2.       Jed Lavell Orton, 2nd child of Jared Johnson & Bergetta (Miller) Orton, was b. 1930s, Parowan, Utah, d. 1930s at Parowan and bur. there.

3.       Norma Hodean Orton, b. 1930s, Cedar City, Utah [bapt. 1940s]. She is attending Parowan High School and L.D.S. Seminary. She takes an active part in church; has been secretary of the Sunday School and assistant chorister in the M.I.A.


      ALLEN FRANCIS MILLER, 4th child of Horace & Bergetta (Henrie) Miller, was b. 22 Oct. 1906, Panguitch, Utah [bapt. 1910s, end. 1930s]; m. 1920s, Panguitch, to Lena Norton, dau. of Robert William & Tryshea (Myers) Norton. She was b. 15 Aug, 1907, Panguitch [bapt. 1910s, end. H. 1930s, Salt Lake L.D.S. Temple]. They had 5 children:

1.       Gaitha Miller, b. 1930s, Panguitch, Utah [bapt. 1930s, end. & H. 1940s-9]; m. 1940s-9, St. George (L.D.S. Temple), to Milo Elroy Lyon, s. of Ernal Elroy & Jenny (Gale) Lyon.

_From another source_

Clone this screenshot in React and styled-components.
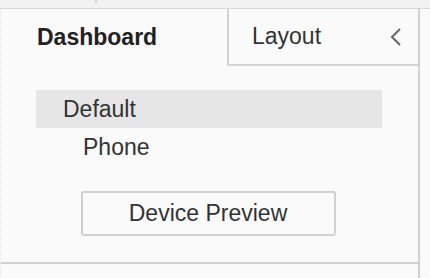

He was b. 1930s, Beaver, Utah [bapt. 1930s, end. 1940s]. They had 2 children, b. in Panguitch;

(1)       Robert Milo Lyon, b. 1950s.

(2)       Duane Miller Lyon, b. 1950s.

2.       Marilyn Miller, b. 1930s, Panguitch [bapt. 1940s].

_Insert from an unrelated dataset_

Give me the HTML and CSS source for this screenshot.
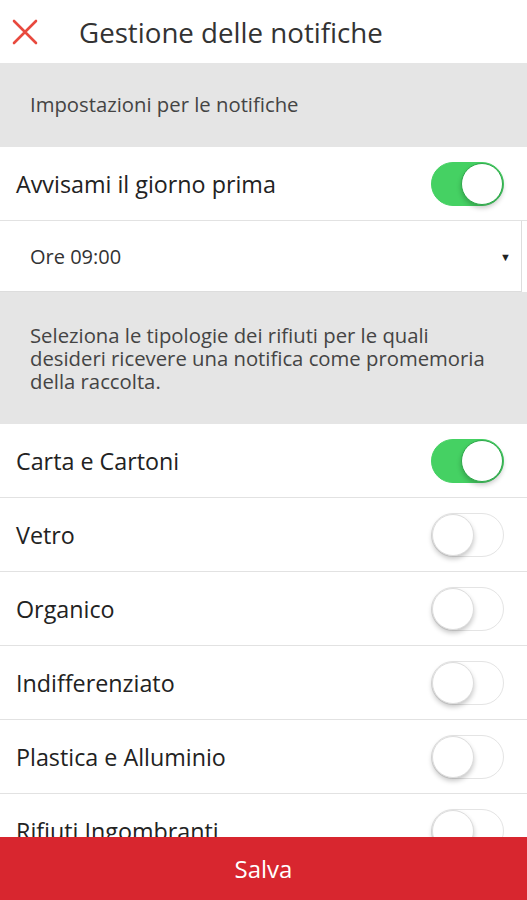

3.       Francis Dwight Miller, b. 1930s, Panguitch [bapt. 1940s].

4.       Kent N. Miller, b. 1930s, Spanish Fork, Utah [bapt. 1940s].

5.       Boyd L. Miller, b. 1940s, Panguitch.


      MC HENRIE MILLER, 7th child of Horace & Bergetta (Henrie) Miller, was b. 1910s, Panguitch, Utah [bapt. 1920s, end. 1940s]; m. 1930s, to Orene-O’Rene Sudweeks, dau. of Preston & Emma Elizabeth (Coates) Sudweeks. She was b. 1910s, Kingston, Utah [bapt.; end. & H. 1940s]. [p. 265]

      Mc Henrie & Orene-O’Rene (Sudweeks) Miller had 4 children:

1.       Mc Sheridan Miller, be 21 Dec. 1939, Emery, Emery Co., Utah [bapt. 1940s].

2.       Preston J. Miller, b. 1940s, Richfield, Utah [bapt, 22 May]

3.       Bertha Gaylene Miller, b. 1940s, Panguitch, Utah.